-- BEGIN --
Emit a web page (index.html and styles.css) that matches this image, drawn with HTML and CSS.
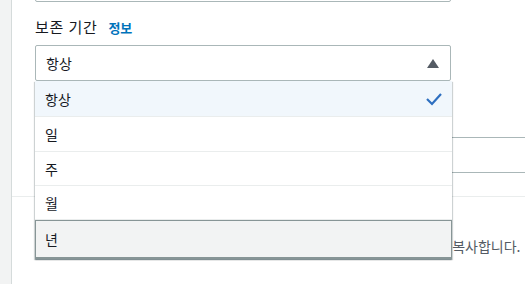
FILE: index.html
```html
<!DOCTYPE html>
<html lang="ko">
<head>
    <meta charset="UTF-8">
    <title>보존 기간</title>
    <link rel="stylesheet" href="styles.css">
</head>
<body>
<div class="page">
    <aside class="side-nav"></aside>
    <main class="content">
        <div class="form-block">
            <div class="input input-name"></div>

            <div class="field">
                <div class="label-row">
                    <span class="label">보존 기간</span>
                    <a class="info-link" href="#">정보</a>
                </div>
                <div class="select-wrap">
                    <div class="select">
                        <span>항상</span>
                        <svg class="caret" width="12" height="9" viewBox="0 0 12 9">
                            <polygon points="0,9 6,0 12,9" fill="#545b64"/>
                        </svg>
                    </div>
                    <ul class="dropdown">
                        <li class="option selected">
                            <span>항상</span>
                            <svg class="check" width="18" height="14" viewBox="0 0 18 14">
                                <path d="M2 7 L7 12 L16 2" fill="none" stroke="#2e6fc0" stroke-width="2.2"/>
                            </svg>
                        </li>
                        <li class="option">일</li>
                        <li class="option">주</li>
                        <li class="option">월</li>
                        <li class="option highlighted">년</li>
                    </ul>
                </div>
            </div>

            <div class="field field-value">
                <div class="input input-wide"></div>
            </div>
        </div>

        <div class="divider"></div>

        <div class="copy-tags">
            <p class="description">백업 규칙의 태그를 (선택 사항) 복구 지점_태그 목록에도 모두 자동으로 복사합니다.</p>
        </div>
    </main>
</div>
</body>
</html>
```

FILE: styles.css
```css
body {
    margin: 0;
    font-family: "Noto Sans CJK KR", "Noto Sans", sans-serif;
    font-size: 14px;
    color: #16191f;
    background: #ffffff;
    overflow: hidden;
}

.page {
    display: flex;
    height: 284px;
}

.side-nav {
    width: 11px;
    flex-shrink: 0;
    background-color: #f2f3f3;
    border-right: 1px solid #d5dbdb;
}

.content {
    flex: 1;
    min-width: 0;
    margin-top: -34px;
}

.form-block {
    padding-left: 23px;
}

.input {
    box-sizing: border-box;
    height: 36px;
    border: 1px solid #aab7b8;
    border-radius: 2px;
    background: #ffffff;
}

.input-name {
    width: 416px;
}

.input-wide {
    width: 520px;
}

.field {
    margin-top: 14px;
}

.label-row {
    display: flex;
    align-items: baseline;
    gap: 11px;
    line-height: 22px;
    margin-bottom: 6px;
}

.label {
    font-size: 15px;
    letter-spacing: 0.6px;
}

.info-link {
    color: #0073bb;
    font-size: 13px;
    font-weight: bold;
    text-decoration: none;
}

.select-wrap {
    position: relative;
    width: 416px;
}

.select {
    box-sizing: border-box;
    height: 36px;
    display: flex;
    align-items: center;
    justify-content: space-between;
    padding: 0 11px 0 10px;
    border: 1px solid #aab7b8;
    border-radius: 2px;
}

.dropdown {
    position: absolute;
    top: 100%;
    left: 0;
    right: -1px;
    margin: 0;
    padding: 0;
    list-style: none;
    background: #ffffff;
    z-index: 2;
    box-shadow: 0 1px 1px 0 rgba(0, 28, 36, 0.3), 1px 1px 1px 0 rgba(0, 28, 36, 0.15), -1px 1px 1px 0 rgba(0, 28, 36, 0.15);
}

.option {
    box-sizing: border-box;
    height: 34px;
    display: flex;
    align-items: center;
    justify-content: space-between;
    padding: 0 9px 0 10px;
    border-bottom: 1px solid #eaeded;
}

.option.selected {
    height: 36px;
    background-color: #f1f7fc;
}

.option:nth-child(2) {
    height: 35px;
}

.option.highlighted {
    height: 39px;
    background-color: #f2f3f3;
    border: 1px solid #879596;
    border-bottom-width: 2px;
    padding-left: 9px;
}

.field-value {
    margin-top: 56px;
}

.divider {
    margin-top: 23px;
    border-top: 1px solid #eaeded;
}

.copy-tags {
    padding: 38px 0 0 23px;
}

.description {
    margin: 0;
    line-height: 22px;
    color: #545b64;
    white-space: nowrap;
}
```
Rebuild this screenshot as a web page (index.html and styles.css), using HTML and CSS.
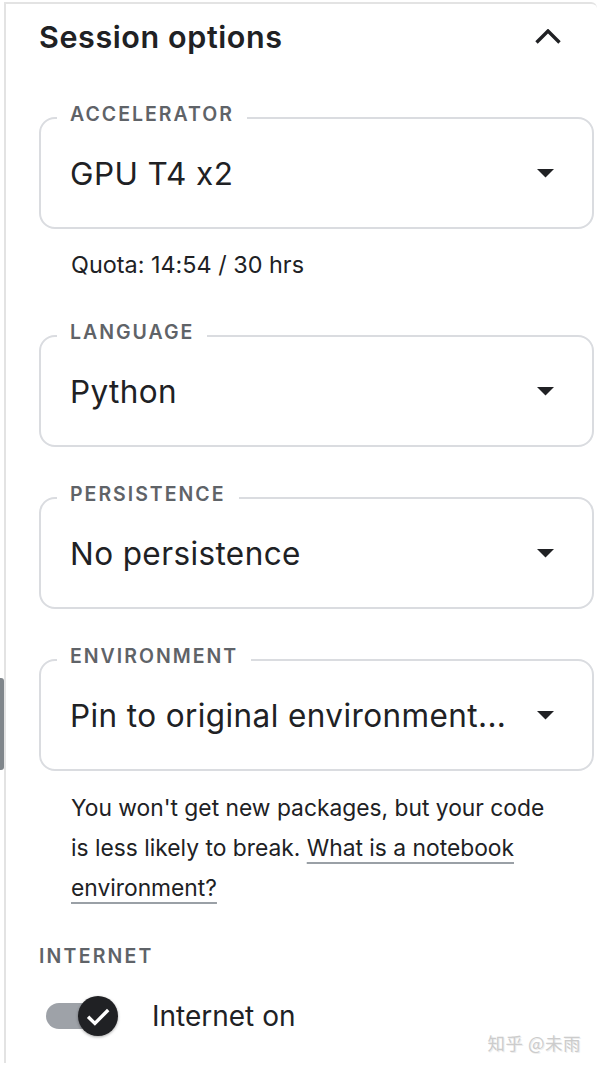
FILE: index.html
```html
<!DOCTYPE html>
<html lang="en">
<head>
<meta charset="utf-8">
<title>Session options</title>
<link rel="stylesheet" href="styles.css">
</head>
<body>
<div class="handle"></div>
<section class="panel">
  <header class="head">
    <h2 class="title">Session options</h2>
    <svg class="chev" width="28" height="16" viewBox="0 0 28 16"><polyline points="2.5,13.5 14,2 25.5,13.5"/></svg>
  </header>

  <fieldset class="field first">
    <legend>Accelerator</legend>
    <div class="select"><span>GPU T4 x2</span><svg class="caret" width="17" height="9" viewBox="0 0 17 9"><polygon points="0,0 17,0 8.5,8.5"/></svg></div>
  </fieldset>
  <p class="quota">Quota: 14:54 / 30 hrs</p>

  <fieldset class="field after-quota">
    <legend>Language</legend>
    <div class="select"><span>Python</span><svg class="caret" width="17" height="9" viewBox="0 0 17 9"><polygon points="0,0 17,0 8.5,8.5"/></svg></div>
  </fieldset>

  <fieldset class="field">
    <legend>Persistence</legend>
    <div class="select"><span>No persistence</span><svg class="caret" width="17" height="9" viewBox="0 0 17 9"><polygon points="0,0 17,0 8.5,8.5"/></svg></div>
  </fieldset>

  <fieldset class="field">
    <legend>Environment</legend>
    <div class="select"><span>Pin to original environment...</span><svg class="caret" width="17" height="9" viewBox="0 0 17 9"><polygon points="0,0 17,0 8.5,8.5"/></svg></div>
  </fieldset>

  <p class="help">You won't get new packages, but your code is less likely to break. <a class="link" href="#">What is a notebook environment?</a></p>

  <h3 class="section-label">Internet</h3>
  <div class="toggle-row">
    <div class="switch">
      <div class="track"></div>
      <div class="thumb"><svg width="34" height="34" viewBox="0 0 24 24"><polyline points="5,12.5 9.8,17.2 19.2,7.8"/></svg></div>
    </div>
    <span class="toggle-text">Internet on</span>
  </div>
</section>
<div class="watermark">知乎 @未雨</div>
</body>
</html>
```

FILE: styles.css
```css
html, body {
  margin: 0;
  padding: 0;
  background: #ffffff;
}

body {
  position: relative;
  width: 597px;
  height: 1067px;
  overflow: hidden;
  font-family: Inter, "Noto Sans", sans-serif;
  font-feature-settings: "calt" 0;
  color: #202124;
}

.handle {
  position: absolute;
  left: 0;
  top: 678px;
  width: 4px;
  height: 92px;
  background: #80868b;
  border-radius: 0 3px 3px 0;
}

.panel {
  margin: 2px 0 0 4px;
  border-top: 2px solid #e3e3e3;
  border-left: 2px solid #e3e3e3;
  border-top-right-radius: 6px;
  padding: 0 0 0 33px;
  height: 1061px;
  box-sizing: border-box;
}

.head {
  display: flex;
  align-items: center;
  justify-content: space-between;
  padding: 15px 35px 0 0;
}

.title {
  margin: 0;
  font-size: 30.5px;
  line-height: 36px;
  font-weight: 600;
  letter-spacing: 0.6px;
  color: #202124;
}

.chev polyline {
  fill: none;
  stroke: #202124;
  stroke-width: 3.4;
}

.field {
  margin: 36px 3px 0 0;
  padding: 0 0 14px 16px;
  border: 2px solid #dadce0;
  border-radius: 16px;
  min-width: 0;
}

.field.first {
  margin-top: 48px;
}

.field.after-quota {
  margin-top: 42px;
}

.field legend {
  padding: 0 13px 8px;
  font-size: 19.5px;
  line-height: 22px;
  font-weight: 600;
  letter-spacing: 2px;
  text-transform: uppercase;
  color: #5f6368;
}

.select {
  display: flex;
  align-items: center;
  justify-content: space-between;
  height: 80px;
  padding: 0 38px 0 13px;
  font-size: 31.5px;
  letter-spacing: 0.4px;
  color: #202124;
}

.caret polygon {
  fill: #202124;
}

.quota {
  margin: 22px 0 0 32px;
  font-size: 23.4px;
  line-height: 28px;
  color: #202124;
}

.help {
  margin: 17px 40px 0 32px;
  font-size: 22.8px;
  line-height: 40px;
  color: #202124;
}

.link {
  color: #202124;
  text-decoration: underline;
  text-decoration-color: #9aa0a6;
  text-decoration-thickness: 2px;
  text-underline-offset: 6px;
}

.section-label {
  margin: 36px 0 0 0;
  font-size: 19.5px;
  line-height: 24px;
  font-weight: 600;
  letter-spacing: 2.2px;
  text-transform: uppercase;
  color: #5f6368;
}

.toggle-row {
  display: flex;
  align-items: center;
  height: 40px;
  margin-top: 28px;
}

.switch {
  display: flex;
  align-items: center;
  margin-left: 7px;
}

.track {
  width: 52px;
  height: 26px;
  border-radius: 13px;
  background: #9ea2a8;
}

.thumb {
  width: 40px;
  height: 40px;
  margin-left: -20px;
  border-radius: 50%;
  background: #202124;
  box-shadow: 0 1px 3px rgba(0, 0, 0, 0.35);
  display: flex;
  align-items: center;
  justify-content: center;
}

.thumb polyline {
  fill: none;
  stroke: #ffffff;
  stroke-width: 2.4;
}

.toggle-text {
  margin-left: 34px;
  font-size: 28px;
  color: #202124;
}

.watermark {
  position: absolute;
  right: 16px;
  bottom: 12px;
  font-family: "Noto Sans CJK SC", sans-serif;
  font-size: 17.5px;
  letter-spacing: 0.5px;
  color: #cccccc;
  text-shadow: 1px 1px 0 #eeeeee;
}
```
-- END --
-- BEGIN --
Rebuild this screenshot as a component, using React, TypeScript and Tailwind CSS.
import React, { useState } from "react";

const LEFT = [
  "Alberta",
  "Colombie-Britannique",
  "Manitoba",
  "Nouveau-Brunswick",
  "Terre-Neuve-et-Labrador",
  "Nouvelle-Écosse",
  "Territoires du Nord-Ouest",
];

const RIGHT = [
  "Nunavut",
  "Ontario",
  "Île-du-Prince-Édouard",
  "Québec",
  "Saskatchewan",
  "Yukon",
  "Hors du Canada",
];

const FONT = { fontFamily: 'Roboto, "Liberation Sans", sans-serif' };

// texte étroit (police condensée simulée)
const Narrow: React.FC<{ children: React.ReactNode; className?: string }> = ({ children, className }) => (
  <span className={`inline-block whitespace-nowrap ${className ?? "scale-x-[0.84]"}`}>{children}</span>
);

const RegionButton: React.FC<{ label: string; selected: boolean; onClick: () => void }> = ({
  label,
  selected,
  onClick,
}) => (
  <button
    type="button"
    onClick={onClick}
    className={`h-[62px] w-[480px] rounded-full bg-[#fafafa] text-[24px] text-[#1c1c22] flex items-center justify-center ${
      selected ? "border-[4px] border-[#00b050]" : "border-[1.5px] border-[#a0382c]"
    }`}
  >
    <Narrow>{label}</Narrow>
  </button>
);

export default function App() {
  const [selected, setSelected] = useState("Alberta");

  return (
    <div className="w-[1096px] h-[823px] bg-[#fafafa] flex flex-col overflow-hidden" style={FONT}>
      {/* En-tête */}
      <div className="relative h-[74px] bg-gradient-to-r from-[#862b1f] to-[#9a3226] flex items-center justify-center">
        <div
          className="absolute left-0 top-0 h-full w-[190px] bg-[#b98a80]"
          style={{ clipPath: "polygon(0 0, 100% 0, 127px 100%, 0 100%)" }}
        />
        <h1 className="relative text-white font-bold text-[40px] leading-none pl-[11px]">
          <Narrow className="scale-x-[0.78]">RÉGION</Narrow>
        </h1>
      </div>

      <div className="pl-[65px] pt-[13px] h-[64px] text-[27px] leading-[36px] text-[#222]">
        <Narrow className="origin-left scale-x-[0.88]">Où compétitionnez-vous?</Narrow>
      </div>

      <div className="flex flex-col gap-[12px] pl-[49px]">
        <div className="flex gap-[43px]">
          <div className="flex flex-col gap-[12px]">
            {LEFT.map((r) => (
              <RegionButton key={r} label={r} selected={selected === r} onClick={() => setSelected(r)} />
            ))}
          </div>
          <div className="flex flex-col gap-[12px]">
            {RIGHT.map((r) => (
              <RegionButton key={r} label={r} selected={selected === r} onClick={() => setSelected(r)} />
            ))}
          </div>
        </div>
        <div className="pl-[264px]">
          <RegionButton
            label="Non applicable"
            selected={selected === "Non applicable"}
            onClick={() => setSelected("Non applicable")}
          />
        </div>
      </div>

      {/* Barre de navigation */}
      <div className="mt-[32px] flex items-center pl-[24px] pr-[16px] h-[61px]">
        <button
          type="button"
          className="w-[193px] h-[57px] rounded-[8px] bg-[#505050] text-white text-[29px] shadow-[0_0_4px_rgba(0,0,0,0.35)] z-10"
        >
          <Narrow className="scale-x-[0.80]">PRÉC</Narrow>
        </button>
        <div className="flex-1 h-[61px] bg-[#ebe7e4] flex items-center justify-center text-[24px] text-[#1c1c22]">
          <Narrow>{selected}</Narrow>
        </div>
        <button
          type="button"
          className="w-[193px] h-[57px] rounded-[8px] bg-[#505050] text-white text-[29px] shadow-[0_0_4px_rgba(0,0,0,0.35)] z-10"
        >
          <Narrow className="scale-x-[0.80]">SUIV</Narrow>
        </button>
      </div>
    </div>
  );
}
-- END --
-- BEGIN --
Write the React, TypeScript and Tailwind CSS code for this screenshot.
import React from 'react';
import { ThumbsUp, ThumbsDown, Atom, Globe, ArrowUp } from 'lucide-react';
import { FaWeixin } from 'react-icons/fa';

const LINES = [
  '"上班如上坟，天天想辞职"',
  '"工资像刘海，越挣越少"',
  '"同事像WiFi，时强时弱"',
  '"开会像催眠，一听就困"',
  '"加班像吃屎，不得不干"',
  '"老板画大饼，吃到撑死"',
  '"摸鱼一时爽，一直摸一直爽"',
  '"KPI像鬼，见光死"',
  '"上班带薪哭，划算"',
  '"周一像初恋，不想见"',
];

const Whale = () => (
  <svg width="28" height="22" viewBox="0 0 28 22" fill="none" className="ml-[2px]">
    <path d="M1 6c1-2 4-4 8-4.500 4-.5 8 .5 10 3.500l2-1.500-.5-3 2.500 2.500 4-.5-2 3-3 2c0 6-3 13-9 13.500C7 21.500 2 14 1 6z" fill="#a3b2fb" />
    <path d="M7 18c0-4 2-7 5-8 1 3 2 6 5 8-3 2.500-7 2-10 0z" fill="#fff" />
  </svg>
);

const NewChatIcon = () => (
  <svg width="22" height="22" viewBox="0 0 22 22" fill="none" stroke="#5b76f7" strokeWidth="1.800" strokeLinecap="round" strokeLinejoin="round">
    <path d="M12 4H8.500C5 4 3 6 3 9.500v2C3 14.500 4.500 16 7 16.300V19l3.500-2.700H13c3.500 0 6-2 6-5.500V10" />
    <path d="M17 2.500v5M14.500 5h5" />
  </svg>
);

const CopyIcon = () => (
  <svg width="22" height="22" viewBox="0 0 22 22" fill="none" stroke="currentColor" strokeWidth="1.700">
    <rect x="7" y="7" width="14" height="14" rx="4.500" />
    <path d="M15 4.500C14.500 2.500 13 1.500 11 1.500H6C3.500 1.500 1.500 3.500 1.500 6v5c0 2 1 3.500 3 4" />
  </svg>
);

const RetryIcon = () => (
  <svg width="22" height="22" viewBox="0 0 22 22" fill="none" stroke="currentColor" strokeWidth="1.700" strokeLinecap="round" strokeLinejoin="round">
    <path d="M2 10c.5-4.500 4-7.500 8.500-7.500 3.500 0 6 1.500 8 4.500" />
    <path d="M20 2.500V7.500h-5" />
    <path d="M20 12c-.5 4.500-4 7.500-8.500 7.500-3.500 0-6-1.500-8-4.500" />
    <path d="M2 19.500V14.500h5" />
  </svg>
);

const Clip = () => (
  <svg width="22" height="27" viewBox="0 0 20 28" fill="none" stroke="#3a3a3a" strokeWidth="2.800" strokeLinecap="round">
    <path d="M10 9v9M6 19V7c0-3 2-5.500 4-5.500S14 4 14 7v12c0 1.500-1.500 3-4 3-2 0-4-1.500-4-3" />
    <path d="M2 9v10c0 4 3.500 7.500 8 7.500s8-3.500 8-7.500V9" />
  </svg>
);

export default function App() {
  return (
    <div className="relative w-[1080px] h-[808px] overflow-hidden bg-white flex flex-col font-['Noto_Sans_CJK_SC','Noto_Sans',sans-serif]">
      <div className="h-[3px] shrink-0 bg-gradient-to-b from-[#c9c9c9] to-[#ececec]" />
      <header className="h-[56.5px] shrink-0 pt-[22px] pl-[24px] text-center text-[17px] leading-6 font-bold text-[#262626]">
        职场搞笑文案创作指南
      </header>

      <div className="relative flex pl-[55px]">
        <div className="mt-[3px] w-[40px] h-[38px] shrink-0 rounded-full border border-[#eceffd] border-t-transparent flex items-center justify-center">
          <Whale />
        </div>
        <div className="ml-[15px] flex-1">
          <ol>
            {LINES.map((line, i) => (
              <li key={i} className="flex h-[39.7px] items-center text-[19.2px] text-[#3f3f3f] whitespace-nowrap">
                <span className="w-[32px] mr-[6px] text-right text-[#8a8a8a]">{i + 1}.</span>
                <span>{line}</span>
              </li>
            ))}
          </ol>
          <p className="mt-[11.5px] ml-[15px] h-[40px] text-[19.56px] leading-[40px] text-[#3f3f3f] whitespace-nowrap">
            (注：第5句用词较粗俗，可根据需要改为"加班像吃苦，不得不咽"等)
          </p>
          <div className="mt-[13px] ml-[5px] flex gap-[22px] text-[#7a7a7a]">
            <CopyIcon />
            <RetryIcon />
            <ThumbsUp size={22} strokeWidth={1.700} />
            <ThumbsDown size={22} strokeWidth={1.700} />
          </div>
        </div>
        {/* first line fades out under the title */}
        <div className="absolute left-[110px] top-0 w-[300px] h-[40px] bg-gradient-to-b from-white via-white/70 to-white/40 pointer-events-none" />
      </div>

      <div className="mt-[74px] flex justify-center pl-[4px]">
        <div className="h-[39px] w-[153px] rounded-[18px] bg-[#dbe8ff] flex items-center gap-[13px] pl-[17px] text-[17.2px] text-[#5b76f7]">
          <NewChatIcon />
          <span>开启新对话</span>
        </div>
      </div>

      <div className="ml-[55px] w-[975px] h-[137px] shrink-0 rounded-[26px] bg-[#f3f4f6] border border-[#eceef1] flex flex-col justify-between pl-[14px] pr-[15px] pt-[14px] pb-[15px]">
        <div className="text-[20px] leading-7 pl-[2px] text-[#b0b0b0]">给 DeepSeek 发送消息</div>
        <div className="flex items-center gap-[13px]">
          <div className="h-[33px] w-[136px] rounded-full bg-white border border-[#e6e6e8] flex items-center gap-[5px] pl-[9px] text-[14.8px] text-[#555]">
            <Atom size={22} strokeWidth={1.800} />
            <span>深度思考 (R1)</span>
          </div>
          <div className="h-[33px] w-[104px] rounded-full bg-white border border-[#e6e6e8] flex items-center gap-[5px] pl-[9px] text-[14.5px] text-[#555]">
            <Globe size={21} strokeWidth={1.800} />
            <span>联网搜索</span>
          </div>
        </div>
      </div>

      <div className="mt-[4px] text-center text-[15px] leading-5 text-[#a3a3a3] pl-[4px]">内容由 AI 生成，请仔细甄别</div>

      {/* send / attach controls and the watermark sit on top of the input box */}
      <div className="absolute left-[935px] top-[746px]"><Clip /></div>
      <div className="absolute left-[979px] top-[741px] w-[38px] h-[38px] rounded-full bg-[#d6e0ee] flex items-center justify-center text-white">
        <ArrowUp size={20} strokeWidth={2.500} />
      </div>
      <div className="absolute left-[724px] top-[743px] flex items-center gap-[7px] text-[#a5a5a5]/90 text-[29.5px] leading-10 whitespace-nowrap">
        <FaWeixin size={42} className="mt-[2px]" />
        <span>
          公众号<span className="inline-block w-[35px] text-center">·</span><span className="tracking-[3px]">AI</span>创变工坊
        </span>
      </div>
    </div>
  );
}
-- END --
→ Instructions for the task
Scan the listing above for the word "Rebuild" and show each line where it is found.

→ Correct response
Rebuild this screenshot as a web page (index.html and styles.css), using HTML and CSS.
Rebuild this screenshot as a component, using React, TypeScript and Tailwind CSS.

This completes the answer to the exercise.